The threshold values specified here are intended as average load per-server.

Scaling Up

Let's see an example: the cluster has 4500 CCU active on two Game Nodes. The average CCU load is thus 2250 which exceeds the ScaleUp threshold of 2000, therefore an event will trigger the Conductor to add a number of new Game Nodes equal to the instanceVolume specified.

When adding new servers the Conductor searches for existing servers that are currently inactive and eligible for recycling. These instances exist as a result of previous Scale Down events (which are described in the next section). If no recycling candidate is found a new machine will be spun up, using the configured server snapshot.

Scaling Down

Let's see an example for the Scale Down event: the cluster is running 80 CCU on two Game Nodes. The average CCU is thus 40 which is less than the specified threshold of 100, therefore the Orchestrator will attempt to remove a number of servers equal to the configured instanceVolume.
In this case it's not possible to remove 3 servers as the system is running with only 2 Nodes and one Game Node must always be available in the cluster, therefore the system will only remove one of the two Game Nodes.

When a Game Node leaves the cluster it's not literally removed (as in terminated) but rather it is deactivated, which simply removes the server from the Load Balancing pool. All games running on this Node will continue as if nothing had happened, but the Node will not receive new players and eventually will become empty.

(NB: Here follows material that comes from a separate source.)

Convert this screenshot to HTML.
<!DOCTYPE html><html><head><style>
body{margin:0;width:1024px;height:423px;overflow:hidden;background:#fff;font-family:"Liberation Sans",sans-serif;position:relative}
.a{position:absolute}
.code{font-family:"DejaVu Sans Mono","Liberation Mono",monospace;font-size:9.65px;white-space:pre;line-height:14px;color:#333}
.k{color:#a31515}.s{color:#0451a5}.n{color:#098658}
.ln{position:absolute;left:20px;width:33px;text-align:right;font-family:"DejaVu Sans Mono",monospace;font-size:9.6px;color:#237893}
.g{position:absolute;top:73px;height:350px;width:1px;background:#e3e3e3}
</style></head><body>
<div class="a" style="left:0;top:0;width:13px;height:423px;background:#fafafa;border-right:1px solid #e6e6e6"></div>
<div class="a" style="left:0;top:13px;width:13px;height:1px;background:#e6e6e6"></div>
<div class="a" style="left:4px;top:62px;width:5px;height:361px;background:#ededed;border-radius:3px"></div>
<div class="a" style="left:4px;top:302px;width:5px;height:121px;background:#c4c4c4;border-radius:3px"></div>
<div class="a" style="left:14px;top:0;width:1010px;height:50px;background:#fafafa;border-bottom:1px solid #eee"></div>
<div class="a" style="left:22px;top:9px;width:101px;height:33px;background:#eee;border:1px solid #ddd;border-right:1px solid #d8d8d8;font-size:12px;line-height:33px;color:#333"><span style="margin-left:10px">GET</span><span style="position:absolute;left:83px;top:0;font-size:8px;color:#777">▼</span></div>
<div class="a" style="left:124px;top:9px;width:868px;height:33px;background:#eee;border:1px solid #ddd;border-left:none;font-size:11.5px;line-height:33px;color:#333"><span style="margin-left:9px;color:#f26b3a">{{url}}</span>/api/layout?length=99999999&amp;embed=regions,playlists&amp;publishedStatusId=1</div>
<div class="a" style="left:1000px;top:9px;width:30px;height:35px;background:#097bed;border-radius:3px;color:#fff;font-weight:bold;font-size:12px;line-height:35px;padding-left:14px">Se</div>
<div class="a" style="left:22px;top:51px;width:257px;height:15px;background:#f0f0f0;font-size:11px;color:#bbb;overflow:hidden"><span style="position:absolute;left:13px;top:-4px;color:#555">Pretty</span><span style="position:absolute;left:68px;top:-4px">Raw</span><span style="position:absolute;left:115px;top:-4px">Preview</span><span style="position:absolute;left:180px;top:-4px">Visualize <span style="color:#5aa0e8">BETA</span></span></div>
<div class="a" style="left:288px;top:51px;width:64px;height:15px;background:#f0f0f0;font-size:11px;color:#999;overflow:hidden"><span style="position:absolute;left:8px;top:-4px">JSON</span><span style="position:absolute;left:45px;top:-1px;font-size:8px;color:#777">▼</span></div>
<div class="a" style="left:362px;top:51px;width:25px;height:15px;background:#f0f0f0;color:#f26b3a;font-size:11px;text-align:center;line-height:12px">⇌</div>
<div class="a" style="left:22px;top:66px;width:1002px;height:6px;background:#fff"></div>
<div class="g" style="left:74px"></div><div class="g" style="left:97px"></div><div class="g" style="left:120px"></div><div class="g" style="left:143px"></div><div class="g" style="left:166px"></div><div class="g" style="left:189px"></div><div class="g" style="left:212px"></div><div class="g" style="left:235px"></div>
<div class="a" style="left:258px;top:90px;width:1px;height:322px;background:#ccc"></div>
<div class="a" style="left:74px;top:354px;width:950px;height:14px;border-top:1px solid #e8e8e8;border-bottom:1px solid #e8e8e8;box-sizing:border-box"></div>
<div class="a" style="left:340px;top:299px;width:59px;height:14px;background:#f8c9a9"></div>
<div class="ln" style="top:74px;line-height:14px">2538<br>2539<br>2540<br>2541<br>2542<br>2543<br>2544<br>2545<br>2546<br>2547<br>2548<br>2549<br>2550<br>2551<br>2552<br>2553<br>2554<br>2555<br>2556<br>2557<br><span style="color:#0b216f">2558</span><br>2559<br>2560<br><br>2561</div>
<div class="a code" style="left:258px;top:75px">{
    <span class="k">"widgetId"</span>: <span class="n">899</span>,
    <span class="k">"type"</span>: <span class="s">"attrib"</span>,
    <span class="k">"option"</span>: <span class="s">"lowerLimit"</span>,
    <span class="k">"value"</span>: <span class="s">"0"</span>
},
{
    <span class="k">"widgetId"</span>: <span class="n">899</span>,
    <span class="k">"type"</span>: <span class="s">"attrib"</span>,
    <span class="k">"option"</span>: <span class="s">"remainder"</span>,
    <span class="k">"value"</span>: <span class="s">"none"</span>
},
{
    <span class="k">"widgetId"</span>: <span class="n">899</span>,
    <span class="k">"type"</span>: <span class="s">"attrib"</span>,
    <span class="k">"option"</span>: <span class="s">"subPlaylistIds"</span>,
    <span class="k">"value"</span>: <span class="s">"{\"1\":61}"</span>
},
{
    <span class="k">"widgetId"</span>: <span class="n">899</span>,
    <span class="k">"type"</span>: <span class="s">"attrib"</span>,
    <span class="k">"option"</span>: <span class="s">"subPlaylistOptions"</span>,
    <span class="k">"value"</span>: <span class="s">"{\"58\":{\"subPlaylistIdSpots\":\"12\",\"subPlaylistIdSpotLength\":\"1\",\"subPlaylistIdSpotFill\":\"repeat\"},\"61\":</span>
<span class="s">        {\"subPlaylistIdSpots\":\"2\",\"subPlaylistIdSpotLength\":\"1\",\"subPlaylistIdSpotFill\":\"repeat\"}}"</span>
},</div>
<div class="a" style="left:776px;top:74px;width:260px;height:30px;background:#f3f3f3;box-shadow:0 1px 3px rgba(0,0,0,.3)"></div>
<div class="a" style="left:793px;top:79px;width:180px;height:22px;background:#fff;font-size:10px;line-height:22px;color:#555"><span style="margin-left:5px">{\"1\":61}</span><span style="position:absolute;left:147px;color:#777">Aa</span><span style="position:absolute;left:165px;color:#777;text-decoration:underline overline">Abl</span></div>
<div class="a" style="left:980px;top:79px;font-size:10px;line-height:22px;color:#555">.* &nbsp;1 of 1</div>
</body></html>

A Game Node that is both inactive and empty is eligible for recycling if a new Scale Up event is triggered.

Cooldown

The ScaleUp and ScaleDown events have a cooldown setting (expressed in seconds) that acts as a buffer while the new machines are being set up and launched. Without this mechanism the system would keep spamming ScaleUp events while waiting the new servers, which would be problematic. Typically we do not recommend to change these values unless you really know what you're doing as it can have negative impact on the cluster's performance and balance.

Server recycling

We have learned that deactivated servers eventually become empty and can be re-used by the system if a ScaleUp event is triggered. The Instance recycling minimum time setting specifies the number of minutes that an empty and inactive server should remain available for recycling. After that time the server is going to be terminated.

Remote deployment

The last setting in this panel sets a timeout for remote Extension deployment. This topic is discussed in the Cluster Extension deployment document if you're not familiar with it.

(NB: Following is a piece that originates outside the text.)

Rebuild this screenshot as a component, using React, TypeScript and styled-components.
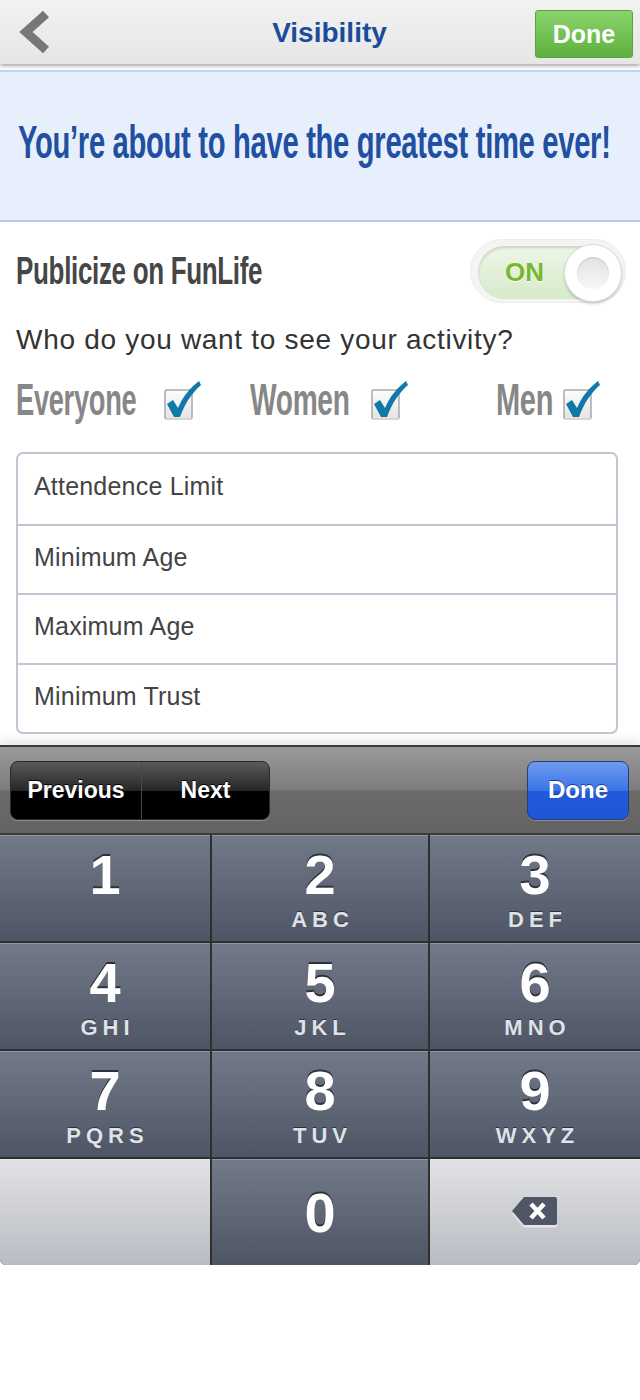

If one of the remote servers doesn't report back a successful deployment within the expected time it will be considered as a failed deployment. In order to remedy this situation you may need to connect to the specific Game Node via its Admin Tool and redo the update via the Extension Manager module.

Custom Settings

Configuring the Scale Up and Scale Down parameters in the Cluster Configurator depends on a couple of variables:

  • the size of your Game Nodes
  • the expected max CCU per Game Node

Since all Game Nodes use the same instance type we need to figure out a reasonable CCU limit (per instance) that allows the server to run effectively without getting overloaded. This is usually done by load-testing your game on a single server and finding a sensible client limit, trying to stay within 75-85% of its hardware resources (CPU and RAM).

You can learn more about load testing in our dedicated article.

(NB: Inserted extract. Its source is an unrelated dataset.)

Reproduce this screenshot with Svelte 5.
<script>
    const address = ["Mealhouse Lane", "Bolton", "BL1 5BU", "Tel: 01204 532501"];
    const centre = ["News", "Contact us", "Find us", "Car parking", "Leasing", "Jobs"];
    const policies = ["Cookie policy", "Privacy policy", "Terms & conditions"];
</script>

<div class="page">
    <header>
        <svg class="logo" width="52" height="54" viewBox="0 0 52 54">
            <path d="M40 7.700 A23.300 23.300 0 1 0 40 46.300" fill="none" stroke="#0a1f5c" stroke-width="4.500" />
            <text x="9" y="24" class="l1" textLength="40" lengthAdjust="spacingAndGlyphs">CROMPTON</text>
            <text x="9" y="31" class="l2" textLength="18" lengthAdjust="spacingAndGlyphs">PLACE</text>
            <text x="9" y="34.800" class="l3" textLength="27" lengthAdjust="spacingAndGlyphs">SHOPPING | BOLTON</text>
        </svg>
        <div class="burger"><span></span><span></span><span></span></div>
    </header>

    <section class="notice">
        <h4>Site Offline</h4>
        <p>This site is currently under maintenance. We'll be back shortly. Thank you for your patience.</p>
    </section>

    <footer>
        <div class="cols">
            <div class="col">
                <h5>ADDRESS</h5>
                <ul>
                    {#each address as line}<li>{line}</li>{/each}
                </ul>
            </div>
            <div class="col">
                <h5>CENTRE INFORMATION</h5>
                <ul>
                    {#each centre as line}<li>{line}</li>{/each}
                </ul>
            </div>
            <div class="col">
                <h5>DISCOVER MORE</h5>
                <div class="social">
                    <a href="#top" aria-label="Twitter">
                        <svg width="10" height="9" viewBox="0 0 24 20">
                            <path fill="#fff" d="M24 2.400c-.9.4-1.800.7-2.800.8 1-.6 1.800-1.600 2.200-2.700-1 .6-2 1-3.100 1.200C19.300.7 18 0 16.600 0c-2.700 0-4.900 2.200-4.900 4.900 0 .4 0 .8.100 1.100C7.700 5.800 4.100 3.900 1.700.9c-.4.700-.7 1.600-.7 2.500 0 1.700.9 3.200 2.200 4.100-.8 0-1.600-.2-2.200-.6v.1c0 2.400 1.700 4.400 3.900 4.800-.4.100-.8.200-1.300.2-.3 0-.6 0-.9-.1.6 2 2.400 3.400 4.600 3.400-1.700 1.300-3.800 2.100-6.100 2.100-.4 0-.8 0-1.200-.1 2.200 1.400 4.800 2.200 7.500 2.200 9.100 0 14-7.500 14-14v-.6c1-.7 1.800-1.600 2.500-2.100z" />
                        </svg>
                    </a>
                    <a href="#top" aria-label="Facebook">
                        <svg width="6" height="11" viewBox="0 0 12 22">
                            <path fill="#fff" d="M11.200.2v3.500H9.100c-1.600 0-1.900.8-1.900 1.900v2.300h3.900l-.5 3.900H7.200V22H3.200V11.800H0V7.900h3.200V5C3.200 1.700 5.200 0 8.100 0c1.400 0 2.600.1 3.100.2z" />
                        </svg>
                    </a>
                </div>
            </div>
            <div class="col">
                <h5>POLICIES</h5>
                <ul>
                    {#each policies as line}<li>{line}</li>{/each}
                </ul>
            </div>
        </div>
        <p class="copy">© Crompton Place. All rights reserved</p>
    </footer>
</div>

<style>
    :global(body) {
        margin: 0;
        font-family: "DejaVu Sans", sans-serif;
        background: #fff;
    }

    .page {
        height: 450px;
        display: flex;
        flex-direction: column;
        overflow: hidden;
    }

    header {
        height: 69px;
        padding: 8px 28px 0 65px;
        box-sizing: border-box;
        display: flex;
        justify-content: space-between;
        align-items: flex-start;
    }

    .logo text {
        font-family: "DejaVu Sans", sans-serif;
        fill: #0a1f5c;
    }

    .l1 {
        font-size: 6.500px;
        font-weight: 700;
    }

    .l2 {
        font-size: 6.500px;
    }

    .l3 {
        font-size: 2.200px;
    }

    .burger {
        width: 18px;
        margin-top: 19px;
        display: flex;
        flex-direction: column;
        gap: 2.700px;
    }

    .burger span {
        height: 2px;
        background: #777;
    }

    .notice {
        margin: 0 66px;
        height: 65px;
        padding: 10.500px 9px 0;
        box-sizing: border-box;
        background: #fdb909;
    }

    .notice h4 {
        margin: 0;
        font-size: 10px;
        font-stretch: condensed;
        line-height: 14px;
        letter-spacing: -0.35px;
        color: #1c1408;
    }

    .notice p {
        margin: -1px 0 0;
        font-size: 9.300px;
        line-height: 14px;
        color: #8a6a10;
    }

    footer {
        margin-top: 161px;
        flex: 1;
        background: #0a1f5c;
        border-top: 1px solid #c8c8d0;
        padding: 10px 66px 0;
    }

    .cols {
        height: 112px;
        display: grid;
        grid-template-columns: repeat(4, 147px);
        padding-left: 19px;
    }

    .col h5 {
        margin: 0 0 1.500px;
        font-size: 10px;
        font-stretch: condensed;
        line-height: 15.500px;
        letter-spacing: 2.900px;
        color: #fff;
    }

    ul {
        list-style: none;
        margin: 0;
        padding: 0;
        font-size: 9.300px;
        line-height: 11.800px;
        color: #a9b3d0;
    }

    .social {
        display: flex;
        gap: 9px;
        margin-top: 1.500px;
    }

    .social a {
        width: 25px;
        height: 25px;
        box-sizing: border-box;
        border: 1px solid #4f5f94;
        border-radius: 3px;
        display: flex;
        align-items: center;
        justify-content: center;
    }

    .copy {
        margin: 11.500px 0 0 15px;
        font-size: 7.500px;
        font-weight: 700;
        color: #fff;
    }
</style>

The CCU limit can vary quite significantly based on the type of game we're developing (turn-based vs real-time) and the size of the game servers, so there isn't a precise rule to decide what these values are.

What we can recommend is to avoid the extremes such as running dozens of tiny game servers that can only handle a few hundreds CCUs or, on the other side of the spectrum, running only a few massive servers dealing with hundreds of thousands of clients.

In the former case you would spreading the load on too many servers with too few users and keeping the system in a continuous need of scaling up and down. In the second case you would be concentrating too many users on a few servers with the risk of causing a significant disservice in case one server fails.